[wisb] Re: -- Speculation on Southwestern U.S. species birds in WI and nearby states

  • From: John Idzikowski <idzikoj@xxxxxxx>
  • To: Alan Stankevitz <alan@xxxxxxxxxxxxxxxxxx>
  • Date: Mon, 7 Nov 2011 11:25:49 -0600 (CST)

I am showing the upper level jet chart to illustrate the movement of surface 
weather systems guided by the strong upper level winds, not inferring that 
birds move at these altitudes; it is then the circulation of winds around these 
systems at or near the surface (925-850 MB) that I refer to- i.e. on the east 
side of a low that will possibly facilitate the movement north of a vagrant.

There are lots of anecdotes from pigeon racers of changes in pigeon orientation 
capabilities as there are lots of good correlates with vagrant events and 
weather. I would add that if applying this to wild birds we might expect a 
widespread vagrancy pattern across species not normally vagrating in fall and 
the occurences would not be regional- our present bag of vagrants all have 
precedent as vagrants in many falls to different regions. We should look at 
archived data on such solar events in relation to vagrancy. Perhaps the obvious 
question is can solar storms have an effect on the jet stream?

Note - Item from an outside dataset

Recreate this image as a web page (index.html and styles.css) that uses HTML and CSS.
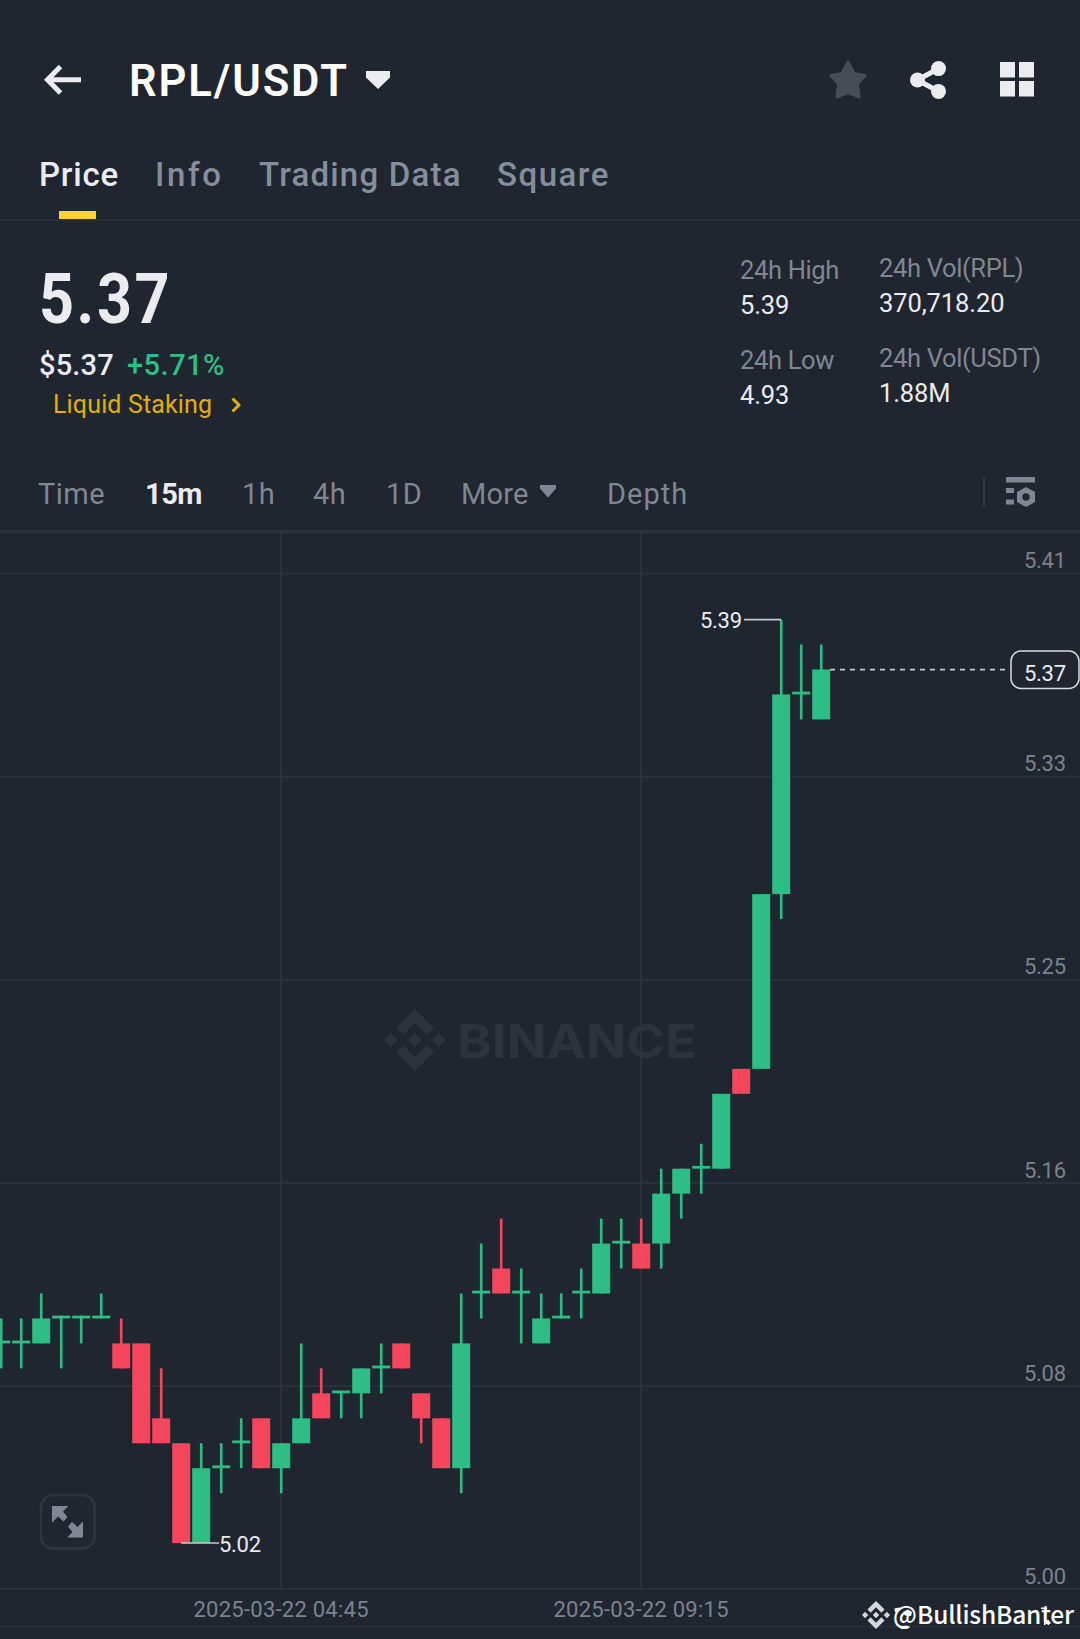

http://www.ehow.com/info_8412297_solar-flare-effects-jet-stream.html

John I



----- Original Message -----
From: "Alan Stankevitz" <alan@xxxxxxxxxxxxxxxxxx>
To: "John Idzikowski" <idzikoj@xxxxxxx>, wisbirdn@xxxxxxxxxxxxx
Sent: Monday, November 7, 2011 10:51:26 AM
Subject: Re: -- Speculation on Southwestern U.S. species birds in WI and nearby 
states

In response to John's comments, yes...solar flares do effect the 
magnetic lines all the way down to ground level. There is a device 
called a  magnetometer which measures magnetic field strength and they 
do record geomagnetic storms at ground level.

I agree that winds do play a role in bird migration and large storms  
can sometimes effect the movement of birds. Not to be nit-picky but the 
jet stream chart you link to is typically at 25,000 ft. or higher. Most 
neotropical birds migrate at altitudes of 500-6,000 ft. It would be best 
to follow the 850 MB chart for bird migration. (850 MB chart is ~5,000 ft.)

I'm certainly not stating that all  or any vagrants occur from 
geomagnetic storms, but I believe it is certainly possible. If anything, 
the next time there's large number of rare birds showing up during a 
migration it would be interesting to check out what the sun was doing at 
the time of the outbreak. We certainly have a few more years of 
potential solar flares coming up. It will be interesting to see if there 
is any further correlation...or not.

Interestingly, you brought up the fall of 2000. That was exactly 11 
years ago. The sun cycles through an 11-year sunspot cycle and it was 
very active in 2000 and there was a geomagnetic storm from Oct 3 -7, 2000.